Dalil-dalil yang menegaskan larangan perempuan memakai wewangian pada saat keluar rumah adalah sebagai berikut:
“Perempuan mana pun yang memakai wewangian kemudian keluar dan melewati suatu kaum agar mereka mencium wanginya, maka ia adalah pezina.” (HR. an-Nasa`i dan dinyatakan shahih oleh Ibnu Khuzaimah dan Ibnu Hibban)
Juga sabda beliau,
“Jika seorang perempuan memakai wewangian lalu melewati suatu majlis, ia adalah begini dan begini—yakni pezina.” (HR. Abu Dawud, at-Tirmidzi, an-Nasa`iy, dan yang lain).
Juga,
“Perempuan mana pun yang memakai wewangian, maka janganlah ia ikut shalat ‘Isya` bersama kami.”
Juga,
“Janganlah kalian menghalangi hamba-hamba Allah yang perempuan dari masjid-masjid Allah.
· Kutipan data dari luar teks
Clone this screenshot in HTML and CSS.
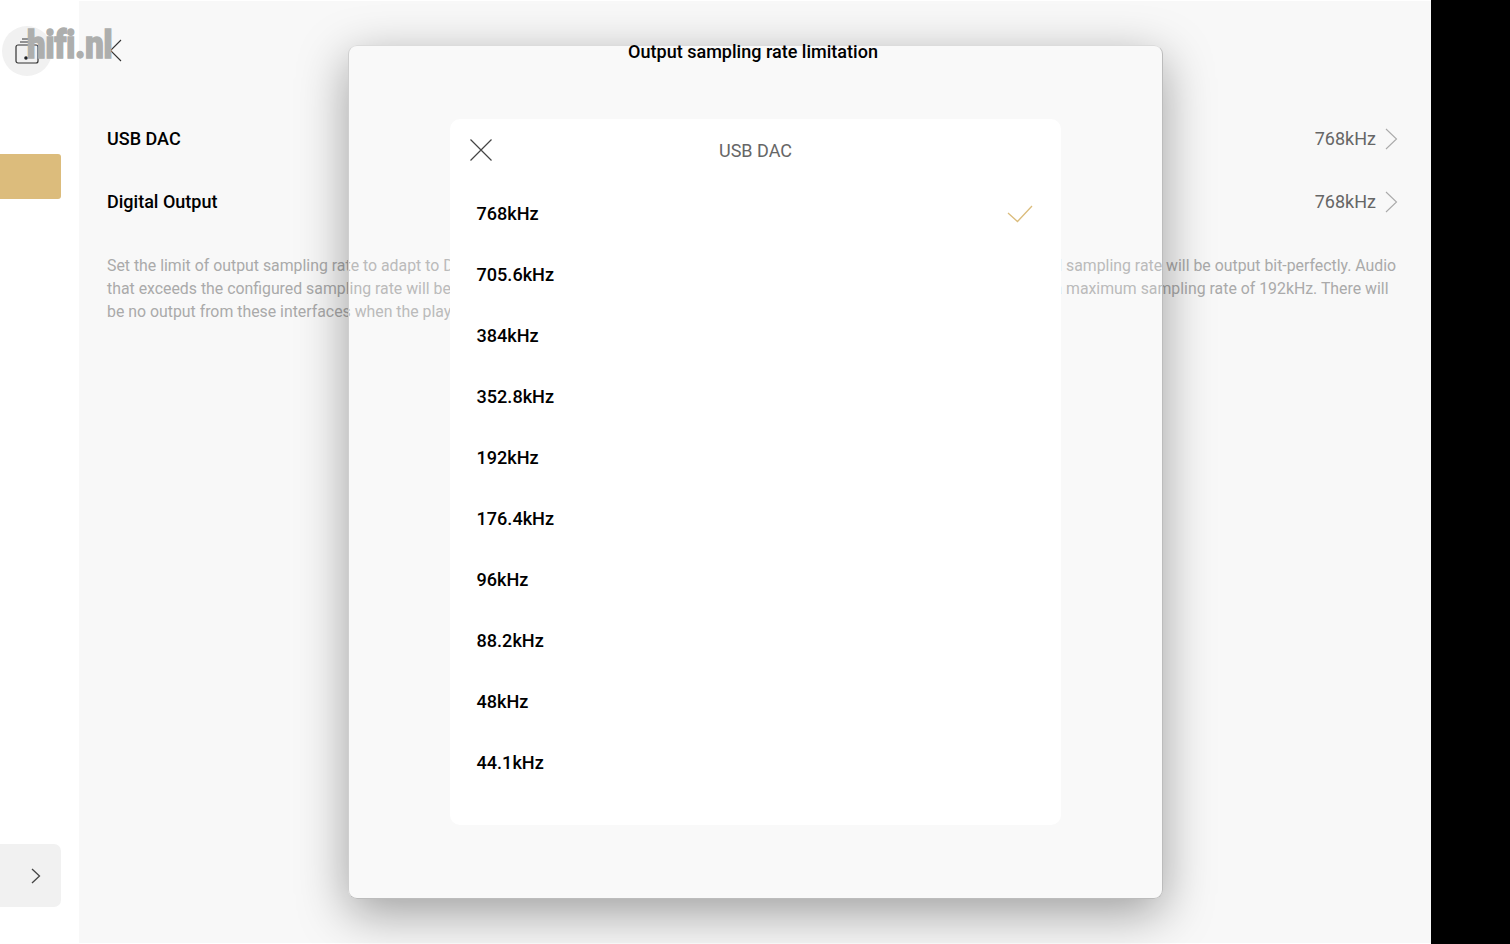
FILE: index.html
```html
<!DOCTYPE html>
<html lang="en">
<head>
<meta charset="utf-8">
<title>Output sampling rate limitation</title>
<link rel="stylesheet" href="styles.css">
</head>
<body>
<div class="screen">
  <aside class="sidebar">
    <div class="home">
      <svg class="home-icon" width="28" height="28" viewBox="0 0 28 28" fill="none" stroke="#333" stroke-width="1.2">
        <rect x="3" y="8" width="22" height="18" rx="2"/>
        <path d="M7 5h16M9 2h12"/>
        <circle cx="13" cy="21" r="1.800" fill="#222" stroke="none"/>
      </svg>
    </div>
    <div class="nav-active"></div>
    <div class="sidebar-spacer"></div>
    <div class="nav-expand">
      <svg width="10" height="16" viewBox="0 0 10 16" fill="none" stroke="#444" stroke-width="1.300"><path d="M1 1l7.500 7L1 15"/></svg>
    </div>
  </aside>
  <main class="main">
    <div class="back">
      <svg width="14" height="24" viewBox="0 0 14 24" fill="none" stroke="#333" stroke-width="1.100"><path d="M12 1L1.500 11.500 12 22"/></svg>
    </div>
    <div class="settings">
      <div class="setting">
        <span class="setting-name">USB DAC</span>
        <span class="setting-value">768kHz</span>
        <svg class="chev" width="14" height="24" viewBox="0 0 14 24" fill="none" stroke="#aaa" stroke-width="1.100"><path d="M2 2l10.500 10L2 22"/></svg>
      </div>
      <div class="setting">
        <span class="setting-name">Digital Output</span>
        <span class="setting-value">768kHz</span>
        <svg class="chev" width="14" height="24" viewBox="0 0 14 24" fill="none" stroke="#aaa" stroke-width="1.100"><path d="M2 2l10.500 10L2 22"/></svg>
      </div>
    </div>
    <div class="desc">
      <div class="desc-line"><span>Set the limit of output sampling rate to adapt to DAC</span><span class="desc-mid">original</span><span class="desc-tail">sampling rate will be output bit-perfectly. Audio</span></div>
      <div class="desc-line"><span>that exceeds the configured sampling rate will be</span><span class="desc-mid">a</span><span class="desc-tail">maximum sampling rate of 192kHz. There will</span></div>
      <div class="desc-line"><span>be no output from these interfaces when the play</span></div>
    </div>
  </main>
  <div class="edge"></div>
</div>

<section class="modal">
  <h1 class="modal-title">Output sampling rate limitation</h1>
  <div class="card">
    <header class="card-head">
      <svg class="close" width="24" height="24" viewBox="0 0 24 24" fill="none" stroke="#444" stroke-width="1.200"><path d="M1.500 1.500l21 21M22.500 1.500l-21 21"/></svg>
      <span class="card-title">USB DAC</span>
    </header>
    <ul class="rates">
      <li class="rate">768kHz<svg width="26" height="18" viewBox="0 0 26 18" fill="none" stroke="#dbbc7c" stroke-width="1.300"><path d="M1 8l9.500 8.500L25 1"/></svg></li>
      <li class="rate">705.6kHz</li>
      <li class="rate">384kHz</li>
      <li class="rate">352.8kHz</li>
      <li class="rate">192kHz</li>
      <li class="rate">176.4kHz</li>
      <li class="rate">96kHz</li>
      <li class="rate">88.2kHz</li>
      <li class="rate">48kHz</li>
      <li class="rate">44.1kHz</li>
    </ul>
  </div>
</section>

<div class="watermark">hifi.nl</div>
</body>
</html>
```

FILE: styles.css
```css
* { box-sizing: border-box; }
html, body { margin: 0; height: 100%; overflow: hidden; }
body { font-family: Roboto, "Liberation Sans", sans-serif; background: #000; color: #000; position: relative; }

.screen { display: flex; height: 944px; }

.sidebar { width: 79px; background: #fff; display: flex; flex-direction: column; }
.home { width: 50px; height: 50px; margin: 26px 0 0 2px; border-radius: 50%; background: #f1f1f1; display: flex; align-items: center; justify-content: center; }
.nav-active { width: 61px; height: 45px; margin-top: 78px; background: #dcbc7c; border-radius: 0 3px 3px 0; }
.sidebar-spacer { flex: 1; }
.nav-expand { width: 61px; height: 63px; margin-bottom: 37px; background: #f1f1f1; border-radius: 0 7px 7px 0; display: flex; align-items: center; justify-content: flex-end; padding-right: 20px; }

.main { width: 1352px; background: #f8f8f8; border-top: 1px solid #fff; border-bottom: 1px solid #fff; display: flex; flex-direction: column; padding: 38px 33px 0 28px; }
.back { height: 24px; padding-left: 2px; }
.back svg { display: block; }
.settings { margin-top: 44px; }
.setting { display: flex; align-items: center; height: 63px; }
.setting-name { flex: 1; font-size: 18px; font-weight: 500; }
.setting-value { font-size: 18px; color: #666; margin-right: 8px; }
.chev { display: block; }
.desc { margin-top: 21px; font-size: 15.85px; line-height: 23px; color: #aaa; }
.desc-line { display: flex; }
.desc-mid { margin-left: auto; margin-right: 4px; }
.desc-tail { width: 332px; }

.edge { flex: 1; background: #000; }

.modal { position: absolute; left: 348px; top: 45px; width: 815px; height: 854px; border: 1px solid; border-color: #dcdcdc #bcbcbc #bcbcbc #cfcfcf; border-radius: 9px; background: rgba(255,255,255,.2); box-shadow: 0 14px 50px rgba(0,0,0,.37); display: flex; flex-direction: column; align-items: center; }
.modal-title { margin: -5px 0 0 -5px; font-size: 18.05px; line-height: 22px; font-weight: 500; height: 78px; }
.card { width: 611px; height: 706px; margin-left: -1px; background: #fff; border-radius: 10px; }
.card-head { height: 64px; position: relative; display: flex; align-items: center; justify-content: center; padding-bottom: 2px; }
.close { position: absolute; left: 19px; top: 19px; }
.card-title { font-size: 18px; color: #666; padding-left: 1px; }
.rates { list-style: none; margin: 0; padding: 0 28px 0 27px; }
.rate { height: 61px; display: flex; align-items: center; justify-content: space-between; font-size: 18.1px; font-weight: 500; }

.watermark { position: absolute; left: 27px; top: 22px; font-size: 38px; line-height: 46px; font-weight: 900; font-variant-ligatures: none; color: #adaead; -webkit-text-stroke: 1.5px #adaead; transform: scaleX(.86); transform-origin: left center; }
```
Dan hendaklah mereka keluar dalam keadaan tidak memakai wewangian.” (HR. Ahmad dan Abu Dawud)
Juga,
“Jika seorang perempuan pergi ke masjid sehingga wangi tercium darinya, Allah tidak menerima shalatnya sampai ia kembali ke rumahnya dan mandi.” (HR. Abu Dawud, Ibnu Majah, Ahmad, al-Bayhaqi, dan Ibnu Khuzaimah)
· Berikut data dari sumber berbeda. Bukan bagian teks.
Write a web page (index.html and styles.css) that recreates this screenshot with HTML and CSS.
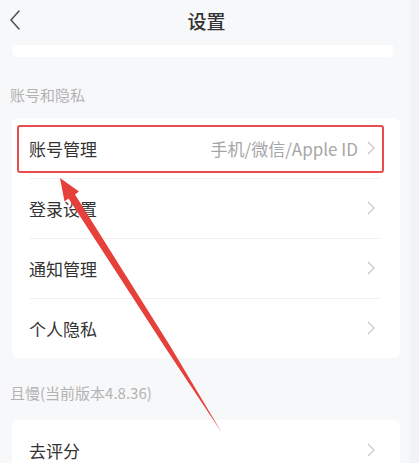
FILE: index.html
```html
<!DOCTYPE html>
<html>
<head>
  <meta charset="UTF-8">
  <title>设置</title>
  <link rel="stylesheet" href="styles.css">
</head>
<body>
  <div class="page">
    <!-- Nav bar -->
    <div class="nav">
      <span class="nav-back">
        <svg width="12" height="20" viewBox="0 0 12 20"><path d="M10 1 L2 10 L10 19" fill="none" stroke="#555" stroke-width="1.6" stroke-linecap="round" stroke-linejoin="round"/></svg>
      </span>
      <span class="nav-title">设置</span>
      <span></span>
    </div>
    <div class="card-tail"></div>

    <!-- Account section -->
    <div class="section-label">账号和隐私</div>
    <div class="card">
      <div class="row highlighted">
        <span class="row-title">账号管理</span>
        <span class="row-value">手机/微信/Apple ID</span>
        <span class="chevron"><svg width="8" height="14" viewBox="0 0 8 14"><path d="M1 1 L7 7 L1 13" fill="none" stroke="#c8c8c8" stroke-width="1.2"/></svg></span>
        <span class="mark-box"></span>
      </div>
      <div class="row">
        <span class="row-title">登录设置</span>
        <span class="chevron"><svg width="8" height="14" viewBox="0 0 8 14"><path d="M1 1 L7 7 L1 13" fill="none" stroke="#c8c8c8" stroke-width="1.2"/></svg></span>
      </div>
      <div class="row">
        <span class="row-title">通知管理</span>
        <span class="chevron"><svg width="8" height="14" viewBox="0 0 8 14"><path d="M1 1 L7 7 L1 13" fill="none" stroke="#c8c8c8" stroke-width="1.2"/></svg></span>
      </div>
      <div class="row">
        <span class="row-title">个人隐私</span>
        <span class="chevron"><svg width="8" height="14" viewBox="0 0 8 14"><path d="M1 1 L7 7 L1 13" fill="none" stroke="#c8c8c8" stroke-width="1.2"/></svg></span>
      </div>
    </div>

    <!-- About section -->
    <div class="section-label about">且慢(当前版本4.8.36)</div>
    <div class="card">
      <div class="row">
        <span class="row-title">去评分</span>
        <span class="chevron"><svg width="8" height="14" viewBox="0 0 8 14"><path d="M1 1 L7 7 L1 13" fill="none" stroke="#c8c8c8" stroke-width="1.2"/></svg></span>
      </div>
    </div>

    <!-- Annotation arrow -->
    <svg class="arrow" width="419" height="463" viewBox="0 0 419 463">
      <polygon fill="#e6403b" points="60,178 79,191.5 75,194.5 169.7,345.3 222,433 165.5,347.9 68.5,198.5 64.5,201.5"/>
    </svg>
  </div>
</body>
</html>
```

FILE: styles.css
```css
/* Global */
body {
  margin: 0;
  background: #f7f8fa;
  font-family: "Noto Sans CJK SC", "Noto Sans", sans-serif;
  width: 419px;
  height: 463px;
  overflow: hidden;
}
.page {
  position: relative;
  height: 100%;
  border-right: 9px solid #f2f3f6;
  box-sizing: border-box;
}
/* Nav bar */
.nav {
  display: grid;
  grid-template-columns: 40px 1fr 40px;
  align-items: center;
  height: 40px;
}
.nav-back {
  display: flex;
  padding-left: 9px;
}
.nav-title {
  text-align: center;
  font-size: 19px;
  font-weight: 500;
  color: #333;
  padding-left: 3px;
}
/* Cards */
.card {
  background: #fff;
  margin: 0 10px 0 12px;
  border-radius: 6px;
}
.card-tail {
  height: 12px;
  margin: 5px 17px 0 12px;
  background: #fff;
  border-radius: 0 0 6px 6px;
}
.section-label {
  font-size: 15px;
  line-height: 20px;
  color: #b3b3b3;
  padding-left: 10px;
  margin: 28px 0 13px;
}
.section-label.about {
  margin: 25px 0 17px;
}
/* Rows */
.row {
  position: relative;
  display: flex;
  align-items: center;
  height: 60px;
  padding: 0 25px 0 17px;
}
.row + .row::before {
  content: "";
  position: absolute;
  top: 0;
  left: 18px;
  right: 20px;
  border-top: 1px solid #f0f0f0;
}
.row-title {
  flex: 1;
  font-size: 17px;
  color: #333;
}
.row-value {
  font-size: 17px;
  color: #a6a6a6;
  margin-right: 9px;
}
.chevron {
  display: flex;
}
/* Red highlight box */
.mark-box {
  position: absolute;
  top: 7px;
  left: 5px;
  right: 16px;
  bottom: 5px;
  border: 2px solid #e84c4c;
  border-radius: 3px;
}
.arrow {
  position: absolute;
  top: 0;
  left: 0;
  pointer-events: none;
}
```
Yahya bin Ja’dah bertutur, “Pada masa pemerintahan ‘Umar bin Khathab ada seorang perempuan yang keluar rumah dengan memakai wewangian. Di tengah jalan, ‘Umar mencium bau harum dari perempuan tersebut maka ‘Umar pun memukulinya dengan tongkat. Setelah itu ‘Umar berkata,
“Kalian, para perempuan keluar rumah dengan memakai wewangian sehingga para laki-laki mencium bau harum kalian?! Sesungguhnya hati laki-laki itu ditentukan oleh bau yang dicium oleh hidungnya. Keluarlah kalian dari rumah dengan tidak memakai wewangian.” (Diriwayatkan oleh ‘Abdurrazaq dalam al-Mushannaf)
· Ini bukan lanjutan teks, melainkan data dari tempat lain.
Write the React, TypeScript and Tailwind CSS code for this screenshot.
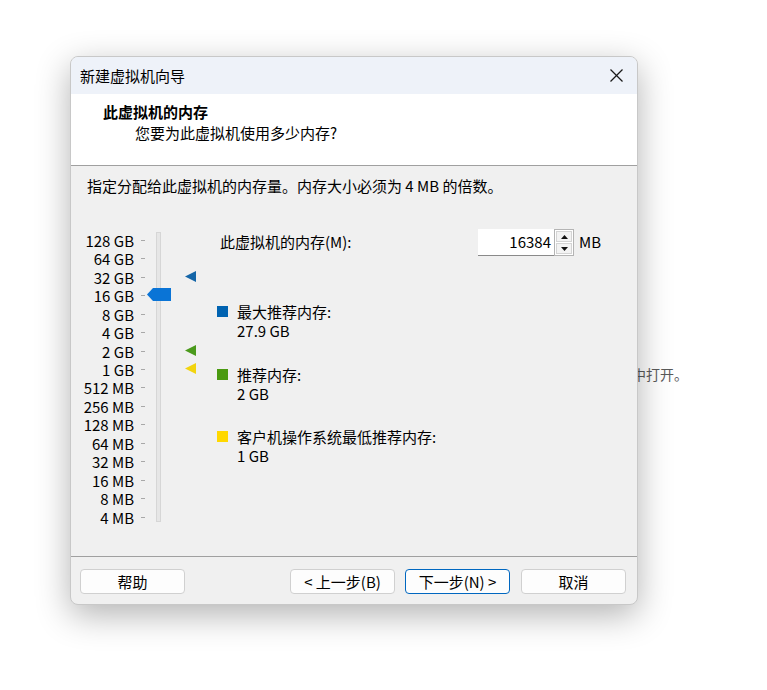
import React from "react";

const labels = [
  "128 GB", "64 GB", "32 GB", "16 GB", "8 GB", "4 GB", "2 GB", "1 GB",
  "512 MB", "256 MB", "128 MB", "64 MB", "32 MB", "16 MB", "8 MB", "4 MB",
];

function Marker({ color }: { color: string }) {
  return (
    <svg width="11" height="11" viewBox="0 0 11 11">
      <polygon points="0,5.5 11,0 11,11" fill={color} />
    </svg>
  );
}

function Legend({ color, title, value }: { color: string; title: string; value: string }) {
  return (
    <div className="flex">
      <div className={`w-[11px] h-[11px] mt-[4px] ${color}`} />
      <div className="ml-[9px] leading-[19px]">
        <div>{title}</div>
        <div>{value}</div>
      </div>
    </div>
  );
}

function Btn({ children, primary }: { children: React.ReactNode; primary?: boolean }) {
  return (
    <div
      className={`h-[25px] w-[105px] rounded-[4px] bg-[#fdfdfd] border flex items-center justify-center text-[15px] leading-none ${
        primary ? "border-[#0067c0]" : "border-[#d0d0d0]"
      }`}
    >
      {children}
    </div>
  );
}

export default function App() {
  return (
    <div className="relative w-[767px] h-[690px] bg-white overflow-hidden font-['Noto_Sans_CJK_SC',sans-serif] text-[15px] text-black">
      <div className="absolute left-[632px] top-[364px] text-[14px] leading-[20px] text-[#5a5a5a]">中打开。</div>

      <div className="absolute left-[70px] top-[56px] w-[568px] h-[549px] rounded-[8px] border border-[#c8c8c8] bg-[#f0f0f0] shadow-[0_10px_34px_rgba(0,0,0,0.30)] overflow-hidden flex flex-col">
        {/* title bar */}
        <div className="h-[37px] bg-[#eef2f9] flex items-center justify-between pl-[9px] pr-[14px] shrink-0">
          <span className="text-[15px] leading-none">新建虚拟机向导</span>
          <svg width="13" height="13" viewBox="0 0 13 13" stroke="#1a1a1a" strokeWidth="1.2">
            <line x1="0.5" y1="0.5" x2="12.5" y2="12.5" />
            <line x1="12.5" y1="0.5" x2="0.5" y2="12.5" />
          </svg>
        </div>
        {/* header */}
        <div className="h-[72px] bg-white border-b border-[#a0a0a0] shrink-0 pl-[32px] pt-[7px]">
          <div className="font-bold leading-[21px]">此虚拟机的内存</div>
          <div className="pl-[32px] leading-[21px]">您要为此虚拟机使用多少内存?</div>
        </div>
        {/* content */}
        <div className="flex-1 flex flex-col">
          <div className="pl-[16px] pt-[10px] leading-[20px]">
            指定分配给此虚拟机的内存量。内存大小必须为 4 MB 的倍数。
          </div>
          <div className="flex mt-[33px] ml-[9px]">
            {/* slider */}
            <div className="relative w-[137px] h-[296px] mt-[2px] flex">
              <div className="w-[54px] flex flex-col">
                {labels.map((l) => (
                  <div key={l} className="h-[18.47px] flex items-center justify-end text-[15px] leading-[15px] whitespace-nowrap">
                    {l}
                  </div>
                ))}
              </div>
              <div className="w-[4px] ml-[7px] flex flex-col">
                {labels.map((l) => (
                  <div key={l} className="h-[18.47px] flex items-center">
                    <div className="w-[4px] h-px bg-[#a8a8a8]" />
                  </div>
                ))}
              </div>
              <div className="ml-[11px] mt-[1px] w-[5px] h-[290px] bg-[#e6e6e6] border border-[#d6d6d6]" />
              <svg className="absolute left-[67px] top-[57px]" width="24" height="13" viewBox="0 0 24 13">
                <polygon points="0,6.5 6,0 24,0 24,13 6,13" fill="#0a74d6" />
              </svg>
              <div className="absolute left-[105px] top-[40px]">
                <Marker color="#1566a8" />
              </div>
              <div className="absolute left-[105px] top-[114px]">
                <Marker color="#4b9a1c" />
              </div>
              <div className="absolute left-[105px] top-[132px]">
                <Marker color="#f2d40f" />
              </div>
            </div>
            {/* right */}
            <div className="flex flex-col">
              <div className="flex items-center h-[27px]">
                <div className="w-[261px] pl-[3px]">此虚拟机的内存(M):</div>
                <div className="w-[76px] h-[27px] bg-white border-b border-[#8a8a8a] flex items-center justify-end pr-[3px]">
                  16384
                </div>
                <div className="w-[20px] h-[27px] border border-[#b4b4b4] bg-white flex flex-col p-px gap-px">
                  <div className="flex-1 bg-[#f3f3f3] border border-[#d4d4d4] flex items-center justify-center">
                    <svg width="7" height="4" viewBox="0 0 7 4"><polygon points="3.5,0 7,4 0,4" fill="#111" /></svg>
                  </div>
                  <div className="flex-1 bg-[#f3f3f3] border border-[#d4d4d4] flex items-center justify-center">
                    <svg width="7" height="4" viewBox="0 0 7 4"><polygon points="0,0 7,0 3.5,4" fill="#111" /></svg>
                  </div>
                </div>
                <div className="ml-[5px]">MB</div>
              </div>
              <div className="mt-[46px]">
                <Legend color="bg-[#0063b1]" title="最大推荐内存:" value="27.9 GB" />
              </div>
              <div className="mt-[25px]">
                <Legend color="bg-[#4a9a10]" title="推荐内存:" value="2 GB" />
              </div>
              <div className="mt-[24px]">
                <Legend color="bg-[#ffd800]" title="客户机操作系统最低推荐内存:" value="1 GB" />
              </div>
            </div>
          </div>
        </div>
        {/* footer */}
        <div className="h-[48px] shrink-0 border-t border-[#a0a0a0] flex items-start pt-[12px] pl-[9px] pr-[11px]">
          <Btn>帮助</Btn>
          <div className="flex-1" />
          <Btn>&lt; 上一步(B)</Btn>
          <div className="w-[10px]" />
          <Btn primary>下一步(N) &gt;</Btn>
          <div className="w-[11px]" />
          <Btn>取消</Btn>
        </div>
      </div>
    </div>
  );
}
‘Umar bin Khathab juga pernah memeriksa shaf shalat jamaah perempuan. Tercium olehnya bau harum dari kepala seorang perempuan. Maka ‘Umar berkata,
“Seandainya aku tahu siapa di antara kalian yang memakai wewangian niscaya aku akan melakukan tindakan demikian dan demikian. Hendaklah kalian memakai wewangian untuk suaminya. Jika keluar rumah hendaknya memakai pakaian yang biasa dipakai oleh budak perempuan (pakaian biasa yang tidak mencolok).” (Diriwayatkan oleh ‘Abdurrazaq dalam al-Mushannaf)
Berdasarkan hadits-hadits dan atsar di atas, para ulama menyimpulkan bahwa seorang perempuan tidak dibolehkan memakai wewangian saat ia keluar rumah untuk bekerja, pergi ke pasar, atau pun ke masjid.
Syaikh al-Albaniy menyatakan bahwa pemakaian wewangian atau parfum bagi perempuan, sama saja, baik dipakai di badan atau di pakaian. Sama-sama tidak boleh.
Dengan demikian, jika sabun atau krim atau lotion atau pewangi pakaian mengandung wewangian yang dapat tercium dari tubuh atau pakaian perempuan yang memakainya, maka hukumnya haram dipakai saat ia keluar ke tempat yang di situ ada kaum laki-laki. Adapun jika tidak wangi, atau semula wangi tetapi sudah memudar dan tidak tercium lagi, boleh digunakan untuk keluar rumah.
Yang perlu diperhatikan di sini adalah bahwa pada masa sekarang ini, ada beberapa produk yang berbau harum dengan kadar keharuman yang tidak seberapa kuat ditujukan untuk menghilangkan bau apek atau bau tak sedap hal mana bau wanginya tidak tercium oleh orang lain. Pemakaian produk seperti ini diperbolehkan, meskipun jika ditinggalkan, itu lebih baik. Wallahu a’lam bish shawab.